Sovereign Rating Model (SRM) and Qualitative Overlay (QO)

Fitch's proprietary SRM assigns Kuwait a score equivalent to a rating of 'AA+' on the Long-Term Foreign-Currency (LT FC) IDR scale.

Fitch's sovereign rating committee adjusted the output from the SRM to arrive at the final LT FC IDR by applying its QO, relative to SRM data and output, as follows:

- Structural: -1 notch, to reflect continued lack of meaningful progress in enacting key economic reforms and addressing structural fiscal challenges stemming from heavy oil dependence, a generous welfare state and a large public sector, and adopting a transparent and sustainable financing strategy.

- Public Finances: -1 notch, to reflect our expectation of continued budget deficits (excluding investment income) and rising debt that are subject to risk from a sustained period of lower oil prices, notwithstanding large government assets that provide an important buffer.
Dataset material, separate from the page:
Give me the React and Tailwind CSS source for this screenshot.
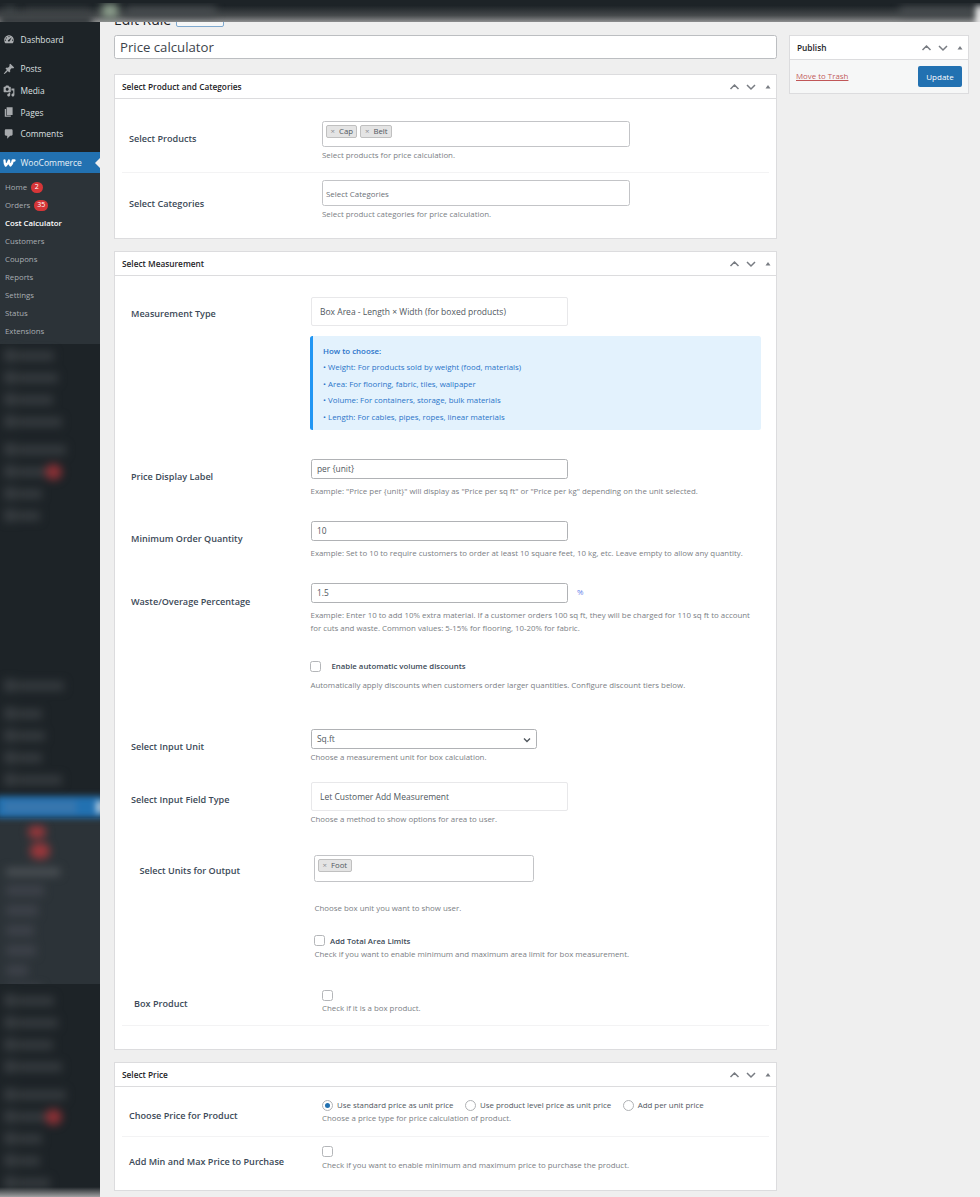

Fitch's SRM is the agency's proprietary multiple regression rating model that employs 18 variables based on three-year centred averages, including one year of forecasts, to produce a score equivalent to a LT FC IDR. Fitch's QO is a forward-looking qualitative framework designed to allow for adjustment to the SRM output to assign the final rating, reflecting factors within our criteria that are not fully quantifiable and/or not fully reflected in the SRM.

Country Ceiling

The Country Ceiling for Kuwait is 'AA+', two notches above the LT FC IDR. This reflects strong constraints and incentives, relative to the IDR, against capital or exchange controls being imposed that would prevent or significantly impede the private sector from converting LC into FC, and transferring the proceeds to non-resident creditors to service debt payments.

Fitch's Country Ceiling Model produced a starting point uplift of two notches above the IDR. Fitch's rating committee did not apply a qualitative adjustment to the model result.

REFERENCES FOR SUBSTANTIALLY MATERIAL SOURCE CITED AS KEY DRIVER OF RATING

 

The principal sources of information used in the analysis are described in the Applicable Criteria.

The following limitations were identified and addressed:

KIA's assets are not officially reported by the government.

Fitch estimates these assets by compounding the government's transfers into the KIA, using assumptions about returns and asset allocations that are informed by discussions with the KIA. Fitch benchmarks government transfers into the KIA and KIA investment income against the balance of payments.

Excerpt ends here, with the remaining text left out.